KUB Datalab: Harvesting

Tools

At KUB Datalab we use and support a large array of software.

We have tried to organise our main tools into categories below. Bear in mind, that many types of software can be used for multiple purposes. We have tried to categorise by main purpose.

Tools for harvesting data

Orange

Orange is a component-based visual programming software package for data visualization, machine learning, data mining, and data analysis.
Orange components are called widgets. They range from simple data visualization, subset selection, and preprocessing to empirical evaluation of learning algorithms and predictive modeling.
Visual programming is implemented through an interface in which workflows are created by linking predefined or user-designed widgets, while advanced users can use Orange as a Python library for data manipulation and widget alteration.

Python

Python is a programming language available under an Open Source license. It is smart to know a bit about python programming, partly because the programming language is becoming more and more widespread and used in research, partly because more analyzes in the humanities, social sciences and natural sciences depend on algorithms and calculations. KUB Datalab’s python courses deal with e.g. on analyzes of text data and web scraping.

R

R is a programming language specifically designed for statistical data analysis. It is more or less the industry standard for explorative data analysis, data cleaning and visualization.
KUB Datalab offers courses, both general and tailored to specific needs in R. In our open workshops, we consults on how solve specific problems in and with R. You must find out on your own which statistical test you need to apply, and what visualization best suits your data. When that is decided – we will do our utmost to get you to your goal.
Our approach is based on the tidyverse. We find that Base R solutions, in general are more difficult for beginners to grasp.
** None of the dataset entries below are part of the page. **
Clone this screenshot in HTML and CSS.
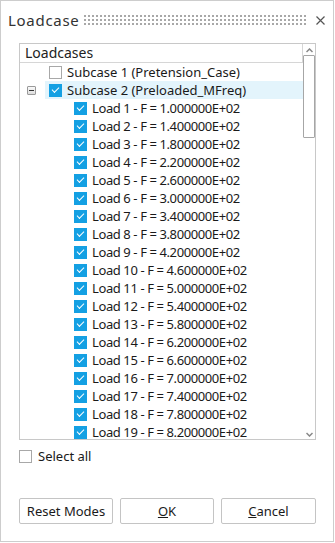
FILE: index.html
```html
<!DOCTYPE html>
<html>
<head>
<meta charset="utf-8">
<link rel="stylesheet" href="styles.css">
</head>
<body>
<div class="window">
  <div class="titlebar">
    <span class="title">Loadcase</span>
    <span class="grip"></span>
    <svg class="close" width="9" height="9" viewBox="0 0 9 9"><path d="M0.5 0.5L8.5 8.5M8.5 0.5L0.5 8.5" stroke="#555" stroke-width="1.2"/></svg>
  </div>
  <div class="listbox">
    <div class="listmain">
      <div class="header">Loadcases</div>
      <div class="rows">
        <div class="row sub">
          <span class="exp none"></span>
          <span class="cb"></span>
          <span class="txt">Subcase 1 (Pretension_Case)</span>
        </div>
        <div class="row sub sel">
          <span class="exp"><span class="minus"></span></span>
          <span class="cb on"></span>
          <span class="txt">Subcase 2 (Preloaded_MFreq)</span>
        </div>
        <div class="row load"><span class="cb on"></span><span class="txt">Load 1 - F = 1.000000E+02</span></div>
        <div class="row load"><span class="cb on"></span><span class="txt">Load 2 - F = 1.400000E+02</span></div>
        <div class="row load"><span class="cb on"></span><span class="txt">Load 3 - F = 1.800000E+02</span></div>
        <div class="row load"><span class="cb on"></span><span class="txt">Load 4 - F = 2.200000E+02</span></div>
        <div class="row load"><span class="cb on"></span><span class="txt">Load 5 - F = 2.600000E+02</span></div>
        <div class="row load"><span class="cb on"></span><span class="txt">Load 6 - F = 3.000000E+02</span></div>
        <div class="row load"><span class="cb on"></span><span class="txt">Load 7 - F = 3.400000E+02</span></div>
        <div class="row load"><span class="cb on"></span><span class="txt">Load 8 - F = 3.800000E+02</span></div>
        <div class="row load"><span class="cb on"></span><span class="txt">Load 9 - F = 4.200000E+02</span></div>
        <div class="row load"><span class="cb on"></span><span class="txt">Load 10 - F = 4.600000E+02</span></div>
        <div class="row load"><span class="cb on"></span><span class="txt">Load 11 - F = 5.000000E+02</span></div>
        <div class="row load"><span class="cb on"></span><span class="txt">Load 12 - F = 5.400000E+02</span></div>
        <div class="row load"><span class="cb on"></span><span class="txt">Load 13 - F = 5.800000E+02</span></div>
        <div class="row load"><span class="cb on"></span><span class="txt">Load 14 - F = 6.200000E+02</span></div>
        <div class="row load"><span class="cb on"></span><span class="txt">Load 15 - F = 6.600000E+02</span></div>
        <div class="row load"><span class="cb on"></span><span class="txt">Load 16 - F = 7.000000E+02</span></div>
        <div class="row load"><span class="cb on"></span><span class="txt">Load 17 - F = 7.400000E+02</span></div>
        <div class="row load"><span class="cb on"></span><span class="txt">Load 18 - F = 7.800000E+02</span></div>
        <div class="row load"><span class="cb on"></span><span class="txt">Load 19 - F = 8.200000E+02</span></div>
      </div>
    </div>
    <div class="scrollbar">
      <svg class="arrow" width="7" height="5" viewBox="0 0 7 5"><path d="M0.5 4L3.5 1L6.5 4" stroke="#888" stroke-width="1.5" fill="none"/></svg>
      <div class="thumb"></div>
      <div class="track"></div>
      <svg class="arrow" width="7" height="5" viewBox="0 0 7 5"><path d="M0.5 1L3.5 4L6.5 1" stroke="#888" stroke-width="1.5" fill="none"/></svg>
    </div>
  </div>
  <div class="selectall">
    <span class="cb"></span>
    <span class="txt">Select all</span>
  </div>
  <div class="spacer"></div>
  <div class="buttons">
    <button class="btn">Reset Modes</button>
    <button class="btn"><u>O</u>K</button>
    <button class="btn"><u>C</u>ancel</button>
  </div>
</div>
</body>
</html>
```

FILE: styles.css
```css
* { box-sizing: border-box; }
html, body { margin: 0; padding: 0; background: #fff; }
body {
  font-family: "Noto Sans", "Open Sans", sans-serif;
  font-size: 13px;
  color: #1a1a1a;
}
.window {
  width: 334px;
  height: 542px;
  border: 1px solid #cdcdcd;
  padding: 0 17px 17px 18px;
  display: flex;
  flex-direction: column;
}
.titlebar {
  height: 42px;
  display: flex;
  align-items: center;
  margin-left: -11px;
  margin-right: -9px;
  padding-bottom: 4px;
}
.title {
  font-size: 15px;
  letter-spacing: 0.7px;
  color: #333;
  width: 75px;
}
.grip {
  flex: 1;
  height: 12px;
  margin-right: 10px;
  background-image: radial-gradient(circle, #a8a8a8 0.9px, transparent 1.1px);
  background-size: 4px 4px;
  background-position: 0 0;
}
.close { display: block; }
.listbox {
  height: 397px;
  border: 1px solid #c8c8c8;
  display: flex;
}
.listmain {
  flex: 1;
  display: flex;
  flex-direction: column;
  overflow: hidden;
}
.header {
  height: 19px;
  border-bottom: 1px solid #d6d6d6;
  border-right: 1px solid #d6d6d6;
  padding-left: 5px;
  line-height: 18px;
  font-size: 14px;
  color: #222;
}
.rows { display: flex; flex-direction: column; }
.row {
  height: 18px;
  display: flex;
  align-items: center;
  white-space: nowrap;
}
.row .txt { line-height: 18px; margin-left: 5px; }
.load .txt { letter-spacing: -0.4px; }
.sub .exp {
  width: 9px;
  height: 9px;
  margin-left: 7px;
  margin-right: 9px;
  border: 1px solid #9a9a9a;
  border-radius: 1px;
  background: linear-gradient(#fafafa, #dcdcdc);
  display: flex;
  align-items: center;
  justify-content: center;
}
.sub .exp.none { border: none; background: none; }
.minus { width: 5px; height: 1px; background: #333; }
.sub .cb { margin-left: 4px; }
.row.sel {
  background: linear-gradient(to right, transparent 25px, #e3f4fc 25px);
}
.cb {
  width: 13px;
  height: 13px;
  border: 1px solid #a8a8a8;
  background: #fff;
  flex: none;
  position: relative;
}
.cb.on {
  border: none;
  background: #14a0e3;
}
.cb.on::after {
  content: "";
  position: absolute;
  left: 3px;
  top: 3px;
  width: 6px;
  height: 3px;
  border-left: 1.5px solid #fff;
  border-bottom: 1.5px solid #fff;
  transform: rotate(-45deg);
}
.load .cb { margin-left: 54px; }
.scrollbar {
  width: 12px;
  display: flex;
  flex-direction: column;
  align-items: center;
}
.scrollbar .arrow { margin: 4px 0 2px; }
.thumb {
  width: 12px;
  height: 83px;
  border: 1px solid #a6a6a6;
  border-radius: 1px;
  background: #fff;
}
.track { flex: 1; }
.selectall {
  margin-top: 9px;
  height: 14px;
  display: flex;
  align-items: center;
}
.selectall .txt { margin-left: 6px; }
.spacer { flex: 1; }
.buttons {
  display: flex;
  gap: 7px;
}
.btn {
  height: 26px;
  width: 95px;
  border: 1px solid #c4c4c4;
  border-radius: 2px;
  background: #fff;
  font-family: "Noto Sans", "Open Sans", sans-serif;
  font-size: 13px;
  color: #1a1a1a;
  padding: 0;
}
.btn:last-child { width: 96px; }
```
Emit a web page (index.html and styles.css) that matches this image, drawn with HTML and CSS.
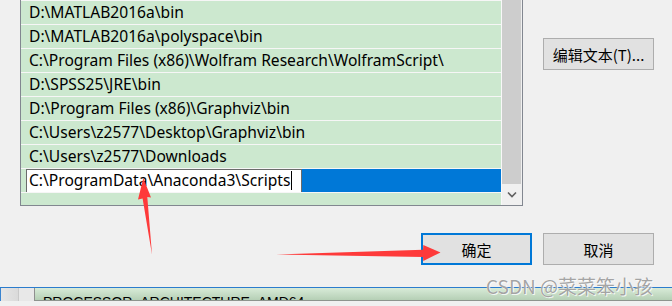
FILE: index.html
```html
<!DOCTYPE html>
<html lang="zh-CN">

<head>
    <meta charset="UTF-8">
    <title>编辑环境变量</title>
    <link rel="stylesheet" href="styles.css">
</head>

<body>
    <div class="dialog">
        <div class="top">
            <div class="listbox">
                <div class="items">
                    <div class="row">D:\MATLAB2016a\bin</div>
                    <div class="row">D:\MATLAB2016a\polyspace\bin</div>
                    <div class="row">C:\Program Files (x86)\Wolfram Research\WolframScript\</div>
                    <div class="row">D:\SPSS25\JRE\bin</div>
                    <div class="row">D:\Program Files (x86)\Graphviz\bin</div>
                    <div class="row">C:\Users\z2577\Desktop\Graphviz\bin</div>
                    <div class="row">C:\Users\z2577\Downloads</div>
                    <div class="row selected">
                        <div class="edit">C:\ProgramData\Anaconda3\Scripts<span class="caret"></span></div>
                        <div class="highlight"></div>
                    </div>
                    <div class="row empty"></div>
                </div>
                <div class="scrollbar">
                    <div class="thumb"></div>
                    <div class="arrow">
                        <svg width="10" height="7" viewBox="0 0 10 7">
                            <path d="M1 1.5 L5 5.5 L9 1.5" fill="none" stroke="#606060" stroke-width="1.6" />
                        </svg>
                    </div>
                </div>
            </div>
            <div class="side">
                <button class="btn">编辑文本(T)...</button>
            </div>
        </div>

        <div class="actions">
            <button class="btn default">确定</button>
            <button class="btn">取消</button>
        </div>
    </div>

    <div class="below">
        <div class="below-gutter"></div>
        <div class="below-list">
            <div class="below-text">PROCESSOR_ARCHITECTURE&nbsp;&nbsp;AMD64</div>
        </div>
    </div>

    <!-- annotation arrows drawn over the screenshot -->
    <svg class="arrows" width="672" height="306" viewBox="0 0 672 306">
        <polygon points="143.3,178 151,197.5 147.3,197 152,254.5 142.6,198.5 138,199.5" fill="#fe3a3a" />
        <polygon points="276,254.6 423,249.8 423.3,245 440.5,252.4 423.3,261 423,257" fill="#fe3a3a" />
    </svg>

    <div class="watermark">CSDN @菜菜笨小孩</div>
</body>

</html>
```

FILE: styles.css
```css
* {
    margin: 0;
    padding: 0;
    box-sizing: border-box;
}

body {
    width: 672px;
    height: 306px;
    overflow: hidden;
    position: relative;
    background: #f0f0f0;
    font-family: "Noto Sans", "Noto Sans CJK SC", sans-serif;
    color: #000;
}

.dialog {
    height: 287px;
}

.top {
    display: flex;
    align-items: flex-start;
}

.listbox {
    display: flex;
    width: 503px;
    height: 206px;
    margin-left: 20px;
    border: 1px solid #828790;
    border-top: none;
    background: #cce8cf;
}

.items {
    flex: 1;
    display: flex;
    flex-direction: column;
}

.row {
    height: 24px;
    border-top: 1px solid #f6f6f6;
    padding-left: 8px;
    font-size: 15.6px;
    line-height: 22px;
    white-space: nowrap;
    overflow: hidden;
}

.row.empty {
    flex: 1;
}

.row.selected {
    display: flex;
    padding-left: 5px;
}

.edit {
    width: 276px;
    height: 24px;
    border: 1px solid #6b6b6b;
    background: #fff;
    padding-left: 2px;
    line-height: 21px;
    position: relative;
}

.caret {
    display: inline-block;
    width: 1px;
    height: 19px;
    background: #000;
    vertical-align: -4px;
    margin-left: 1px;
}

.highlight {
    flex: 1;
    height: 23px;
    background: #0078d7;
}

.scrollbar {
    width: 21px;
    display: flex;
    flex-direction: column;
    border-left: 1px solid #f8f8f8;
    background: #f0f0f0;
}

.thumb {
    height: 184px;
    margin-right: 1px;
    background: #cdcdcd;
}

.arrow {
    flex: 1;
    display: flex;
    align-items: center;
    justify-content: center;
}

.side {
    padding: 38px 0 0 20px;
}

.btn {
    width: 111px;
    height: 32px;
    background: #e1e1e1;
    border: 1px solid #adadad;
    font-family: "Noto Sans CJK SC", sans-serif;
    font-size: 15px;
    color: #000;
}

.btn.default {
    border: 2px solid #0078d7;
}

.actions {
    display: flex;
    justify-content: flex-end;
    gap: 11px;
    padding-right: 18px;
    margin-top: 27px;
}

.below {
    display: flex;
    height: 14px;
    border-top: 1px solid #2b7ccd;
}

.below-gutter {
    width: 34px;
    background: linear-gradient(to right, #3a84cf 0, #3a84cf 1px, #e6e6e6 1px, #dadada 18px, #c9c9c9 18px, #c9c9c9 19px, #e8e8e8 19px);
}

.below-list {
    flex: 1;
    height: 13px;
    border-left: 1px solid #8f8f8f;
    border-bottom: 1px solid #8e948e;
    background: linear-gradient(#d8ebd8, #b5cfb5);
    overflow: hidden;
}

.below-text {
    padding: 7px 0 0 8px;
    font-family: "Liberation Sans", sans-serif;
    font-size: 14px;
    line-height: 14px;
    white-space: nowrap;
}

.arrows {
    position: absolute;
    left: 0;
    top: 0;
    pointer-events: none;
}

.watermark {
    position: absolute;
    left: 486px;
    top: 275px;
    font-family: "Noto Sans CJK SC", sans-serif;
    font-size: 19px;
    line-height: 22px;
    color: rgba(140, 140, 140, 0.8);
    text-shadow: 0 0 1px #fff, 1px 1px 0 rgba(255, 255, 255, 0.8);
    white-space: nowrap;
}
```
Close collaboration with our resident Python experts ensures that we are ready to switch gears if necessary.

RegExp

Regular expressions is a structured way of describing patterns in text. A solid grasp of regular expressions enables us to find every word in a text that begins with "th", is followed by 3 or 4 characters and ending with either e or r. Regular expressions is a useful technique in a lot of situations and available in several of the software packages supported in KUB Datalab. We aim to provide training in regular expressions and incorporate the method in other situations where useful.